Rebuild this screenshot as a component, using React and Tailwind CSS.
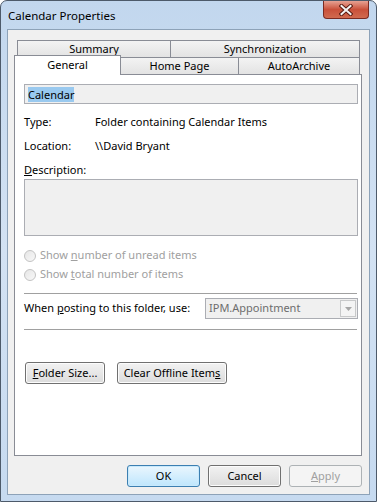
import React from 'react';

const font = { fontFamily: '"Noto Sans", "Open Sans", sans-serif' };

const Tab = ({ label, className = '' }) => (
    <div className={`h-[17px] flex items-center justify-center border border-[#898c95] border-b-0 bg-gradient-to-b from-[#f3f3f3] to-[#e3e3e3] text-[11px] text-black ${className}`}>
        {label}
    </div>
);

const Button = ({ children, className = '', disabled, primary }) => (
    <button
        type="button"
        className={`h-[22px] flex items-center justify-center rounded-[3px] border text-[11px] whitespace-nowrap ${
            disabled
                ? 'border-[#adb2b5] bg-[#f4f4f4] text-[#a0a0a0]'
                : primary
                ? 'border-[#3c7fb1] bg-gradient-to-b from-[#eaf6fd] to-[#bee6fd] text-black shadow-[inset_0_0_0_1px_#c8e9fc]'
                : 'border-[#707070] bg-gradient-to-b from-[#f2f2f2] to-[#dcdcdc] text-black shadow-[inset_0_0_0_1px_#fcfcfc]'
        } ${className}`}
    >
        {children}
    </button>
);

const Radio = ({ children }) => (
    <div className="flex items-center h-[19px] text-[11px] text-[#a0a0a0]">
        <span className="w-[12px] h-[12px] rounded-full border border-[#c3c3c3] bg-gradient-to-br from-[#e6e6e6] to-[#f8f8f8] mr-[4px]" />
        <span className="whitespace-pre">{children}</span>
    </div>
);

export default function App() {
    return (
        <div style={font} className="w-[377px] h-[502px] flex flex-col rounded-t-[7px] border border-[#4d5a6a] bg-gradient-to-b from-[#c2d7ee] via-[#d3e2f3] to-[#c6daf0] overflow-hidden">
            {/* title bar */}
            <div className="h-[28px] flex items-start justify-between shrink-0">
                <span className="text-[11.5px] text-black pl-[7px] pt-[6px]">Calendar Properties</span>
                <div className="w-[46px] h-[18px] mr-[7px] rounded-b-[4px] border border-t-0 border-[#7a2b22] bg-gradient-to-b from-[#e6a193] via-[#c9503a] to-[#d06a4f] flex items-center justify-center">
                    <svg width="14" height="12" viewBox="0 0 14 12">
                        <path d="M2.5 2 L11.5 10 M11.5 2 L2.5 10" stroke="#5a1b12" strokeWidth="4" strokeLinecap="square" />
                        <path d="M2.5 2 L11.5 10 M11.5 2 L2.5 10" stroke="#f4f4f4" strokeWidth="2" strokeLinecap="square" />
                    </svg>
                </div>
            </div>

            {/* client area */}
            <div className="flex-1 mx-[6px] mb-[6px] border border-[#8da2b8] bg-[#f0f0f0] flex flex-col">
                <div className="pl-[6px] pr-[7px] pt-[10px] flex flex-col">
                    {/* tabs */}
                    <div className="flex pl-[3px] pr-[2px]">
                        <Tab label="Summary" className="w-[154px]" />
                        <Tab label="Synchronization" className="flex-1 -ml-px" />
                    </div>
                    <div className="flex items-end pr-[2px] relative z-10">
                        <div className="w-[107px] h-[20px] -mt-[2px] -mb-px border border-[#898c95] border-b-0 bg-white flex justify-center pt-[1px] text-[11px] text-black">
                            General
                        </div>
                        <Tab label="Home Page" className="w-[119px] -ml-px" />
                        <Tab label="AutoArchive" className="flex-1 -ml-px" />
                    </div>

                    {/* panel */}
                    <div className="h-[382px] border border-[#898c95] bg-white pl-[9px] pr-[3px] pt-[9px] text-[11px] text-black">
                        <div className="h-[20px] border border-[#abadb3] bg-[#f0f0f0] flex items-center pl-[3px]">
                            <span className="bg-[#99c9ef] leading-[15px]">Calendar</span>
                        </div>

                        <div className="flex h-[16px] items-center mt-[10px]">
                            <span className="w-[71px]">Type:</span>
                            <span>Folder containing Calendar Items</span>
                        </div>
                        <div className="flex h-[16px] items-center mt-[8px]">
                            <span className="w-[71px]">Location:</span>
                            <span>\\David Bryant</span>
                        </div>
                        <div className="flex h-[16px] items-center mt-[8px]">
                            <span><span className="underline">D</span>escription:</span>
                        </div>
                        <div className="h-[57px] mt-[1px] border border-[#abadb3] bg-[#f0f0f0]" />

                        <div className="mt-[10px] flex flex-col">
                            <Radio>Show <span className="underline">n</span>umber of unread items</Radio>
                            <Radio>Show <span className="underline">t</span>otal number of items</Radio>
                        </div>

                        <div className="mt-[9px] mr-[1px] h-[2px] border-t border-[#a0a0a0] border-b-white border-b" />

                        <div className="mt-[3px] flex items-center justify-between">
                            <span className="whitespace-nowrap">When <span className="underline">p</span>osting to this folder, use:</span>
                            <div className="w-[153px] h-[21px] border border-[#abadb3] bg-[#f0f0f0] flex items-center">
                                <span className="flex-1 pl-[3px] text-[#6d6d6d]">IPM.Appointment</span>
                                <div className="w-[16px] h-[17px] mr-[1px] border border-[#c8c9ca] bg-[#f4f4f4] flex items-center justify-center">
                                    <svg width="7" height="4" viewBox="0 0 7 4"><path d="M0 0 H7 L3.5 4 Z" fill="#a6a6a6" /></svg>
                                </div>
                            </div>
                        </div>

                        <div className="mt-[10px] mr-[1px] h-[2px] border-t border-[#a0a0a0] border-b-white border-b" />

                        <div className="mt-[31px] flex gap-[12px] pl-px">
                            <Button className="w-[80px]"><span><span className="underline">F</span>older Size...</span></Button>
                            <Button className="w-[110px]"><span>Clear Offline Item<span className="underline">s</span></span></Button>
                        </div>
                    </div>
                </div>

                {/* bottom buttons */}
                <div className="flex justify-end gap-[8px] pr-[7px] mt-[9px]">
                    <Button primary className="w-[73px]">OK</Button>
                    <Button className="w-[73px]">Cancel</Button>
                    <Button disabled className="w-[73px]"><span><span className="underline">A</span>pply</span></Button>
                </div>
            </div>
        </div>
    );
}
========================================================================
Copy every line of the data word for word, omitting the images.

**Exercise answer**
Rebuild this screenshot as a component, using React and Tailwind CSS.
import React from 'react';

const font = { fontFamily: '"Noto Sans", "Open Sans", sans-serif' };

const Tab = ({ label, className = '' }) => (
    <div className={`h-[17px] flex items-center justify-center border border-[#898c95] border-b-0 bg-gradient-to-b from-[#f3f3f3] to-[#e3e3e3] text-[11px] text-black ${className}`}>
        {label}
    </div>
);

const Button = ({ children, className = '', disabled, primary }) => (
    <button
        type="button"
        className={`h-[22px] flex items-center justify-center rounded-[3px] border text-[11px] whitespace-nowrap ${
            disabled
                ? 'border-[#adb2b5] bg-[#f4f4f4] text-[#a0a0a0]'
                : primary
                ? 'border-[#3c7fb1] bg-gradient-to-b from-[#eaf6fd] to-[#bee6fd] text-black shadow-[inset_0_0_0_1px_#c8e9fc]'
                : 'border-[#707070] bg-gradient-to-b from-[#f2f2f2] to-[#dcdcdc] text-black shadow-[inset_0_0_0_1px_#fcfcfc]'
        } ${className}`}
    >
        {children}
    </button>
);

const Radio = ({ children }) => (
    <div className="flex items-center h-[19px] text-[11px] text-[#a0a0a0]">
        <span className="w-[12px] h-[12px] rounded-full border border-[#c3c3c3] bg-gradient-to-br from-[#e6e6e6] to-[#f8f8f8] mr-[4px]" />
        <span className="whitespace-pre">{children}</span>
    </div>
);

export default function App() {
    return (
        <div style={font} className="w-[377px] h-[502px] flex flex-col rounded-t-[7px] border border-[#4d5a6a] bg-gradient-to-b from-[#c2d7ee] via-[#d3e2f3] to-[#c6daf0] overflow-hidden">
            {/* title bar */}
            <div className="h-[28px] flex items-start justify-between shrink-0">
                <span className="text-[11.5px] text-black pl-[7px] pt-[6px]">Calendar Properties</span>
                <div className="w-[46px] h-[18px] mr-[7px] rounded-b-[4px] border border-t-0 border-[#7a2b22] bg-gradient-to-b from-[#e6a193] via-[#c9503a] to-[#d06a4f] flex items-center justify-center">
                    <svg width="14" height="12" viewBox="0 0 14 12">
                        <path d="M2.5 2 L11.5 10 M11.5 2 L2.5 10" stroke="#5a1b12" strokeWidth="4" strokeLinecap="square" />
                        <path d="M2.5 2 L11.5 10 M11.5 2 L2.5 10" stroke="#f4f4f4" strokeWidth="2" strokeLinecap="square" />
                    </svg>
                </div>
            </div>

            {/* client area */}
            <div className="flex-1 mx-[6px] mb-[6px] border border-[#8da2b8] bg-[#f0f0f0] flex flex-col">
                <div className="pl-[6px] pr-[7px] pt-[10px] flex flex-col">
                    {/* tabs */}
                    <div className="flex pl-[3px] pr-[2px]">
                        <Tab label="Summary" className="w-[154px]" />
                        <Tab label="Synchronization" className="flex-1 -ml-px" />
                    </div>
                    <div className="flex items-end pr-[2px] relative z-10">
                        <div className="w-[107px] h-[20px] -mt-[2px] -mb-px border border-[#898c95] border-b-0 bg-white flex justify-center pt-[1px] text-[11px] text-black">
                            General
                        </div>
                        <Tab label="Home Page" className="w-[119px] -ml-px" />
                        <Tab label="AutoArchive" className="flex-1 -ml-px" />
                    </div>

                    {/* panel */}
                    <div className="h-[382px] border border-[#898c95] bg-white pl-[9px] pr-[3px] pt-[9px] text-[11px] text-black">
                        <div className="h-[20px] border border-[#abadb3] bg-[#f0f0f0] flex items-center pl-[3px]">
                            <span className="bg-[#99c9ef] leading-[15px]">Calendar</span>
                        </div>

                        <div className="flex h-[16px] items-center mt-[10px]">
                            <span className="w-[71px]">Type:</span>
                            <span>Folder containing Calendar Items</span>
                        </div>
                        <div className="flex h-[16px] items-center mt-[8px]">
                            <span className="w-[71px]">Location:</span>
                            <span>\\David Bryant</span>
                        </div>
                        <div className="flex h-[16px] items-center mt-[8px]">
                            <span><span className="underline">D</span>escription:</span>
                        </div>
                        <div className="h-[57px] mt-[1px] border border-[#abadb3] bg-[#f0f0f0]" />

                        <div className="mt-[10px] flex flex-col">
                            <Radio>Show <span className="underline">n</span>umber of unread items</Radio>
                            <Radio>Show <span className="underline">t</span>otal number of items</Radio>
                        </div>

                        <div className="mt-[9px] mr-[1px] h-[2px] border-t border-[#a0a0a0] border-b-white border-b" />

                        <div className="mt-[3px] flex items-center justify-between">
                            <span className="whitespace-nowrap">When <span className="underline">p</span>osting to this folder, use:</span>
                            <div className="w-[153px] h-[21px] border border-[#abadb3] bg-[#f0f0f0] flex items-center">
                                <span className="flex-1 pl-[3px] text-[#6d6d6d]">IPM.Appointment</span>
                                <div className="w-[16px] h-[17px] mr-[1px] border border-[#c8c9ca] bg-[#f4f4f4] flex items-center justify-center">
                                    <svg width="7" height="4" viewBox="0 0 7 4"><path d="M0 0 H7 L3.5 4 Z" fill="#a6a6a6" /></svg>
                                </div>
                            </div>
                        </div>

                        <div className="mt-[10px] mr-[1px] h-[2px] border-t border-[#a0a0a0] border-b-white border-b" />

                        <div className="mt-[31px] flex gap-[12px] pl-px">
                            <Button className="w-[80px]"><span><span className="underline">F</span>older Size...</span></Button>
                            <Button className="w-[110px]"><span>Clear Offline Item<span className="underline">s</span></span></Button>
                        </div>
                    </div>
                </div>

                {/* bottom buttons */}
                <div className="flex justify-end gap-[8px] pr-[7px] mt-[9px]">
                    <Button primary className="w-[73px]">OK</Button>
                    <Button className="w-[73px]">Cancel</Button>
                    <Button disabled className="w-[73px]"><span><span className="underline">A</span>pply</span></Button>
                </div>
            </div>
        </div>
    );
}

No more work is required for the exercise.